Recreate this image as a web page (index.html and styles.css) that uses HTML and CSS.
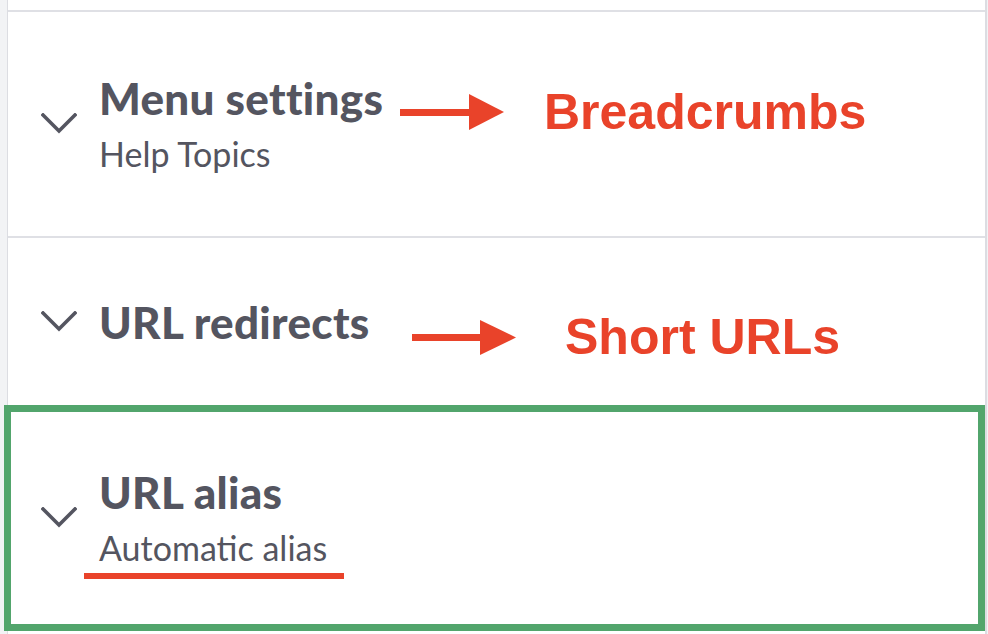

--

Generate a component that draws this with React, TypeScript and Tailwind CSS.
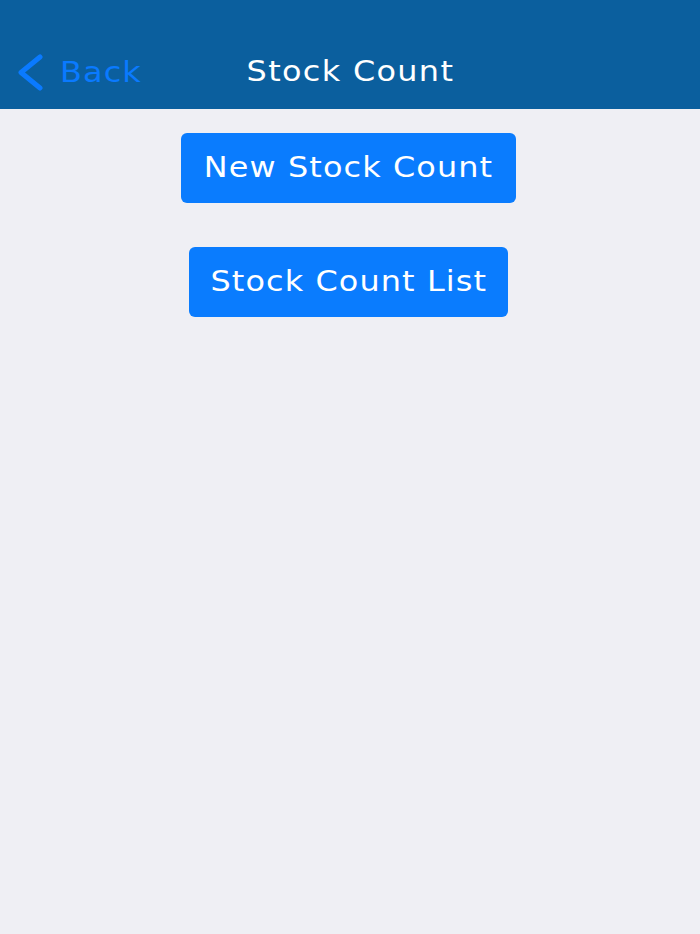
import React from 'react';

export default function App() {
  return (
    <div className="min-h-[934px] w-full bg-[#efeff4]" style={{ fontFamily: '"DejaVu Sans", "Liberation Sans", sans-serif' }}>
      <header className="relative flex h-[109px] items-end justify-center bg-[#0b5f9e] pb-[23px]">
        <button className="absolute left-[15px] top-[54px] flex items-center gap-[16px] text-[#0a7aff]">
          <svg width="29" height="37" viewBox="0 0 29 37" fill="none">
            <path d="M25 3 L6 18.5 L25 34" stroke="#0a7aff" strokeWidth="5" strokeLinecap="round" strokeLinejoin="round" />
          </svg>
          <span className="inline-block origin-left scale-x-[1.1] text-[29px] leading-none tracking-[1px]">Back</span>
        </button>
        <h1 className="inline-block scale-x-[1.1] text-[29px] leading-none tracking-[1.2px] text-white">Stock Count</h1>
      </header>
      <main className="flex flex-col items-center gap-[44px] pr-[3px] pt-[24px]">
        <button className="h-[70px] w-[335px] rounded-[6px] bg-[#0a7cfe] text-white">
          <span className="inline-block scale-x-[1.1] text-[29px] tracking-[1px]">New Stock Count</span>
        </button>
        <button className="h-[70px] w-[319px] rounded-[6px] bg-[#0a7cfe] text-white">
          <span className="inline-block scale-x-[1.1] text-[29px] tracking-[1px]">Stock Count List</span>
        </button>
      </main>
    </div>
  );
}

** Stated goal **
Write out exactly the lines from the one that has "Generate a component" down to the one that has "import React from 'react';", including both. Pictures stay out of the copy.

** The response **
Generate a component that draws this with React, TypeScript and Tailwind CSS.
import React from 'react';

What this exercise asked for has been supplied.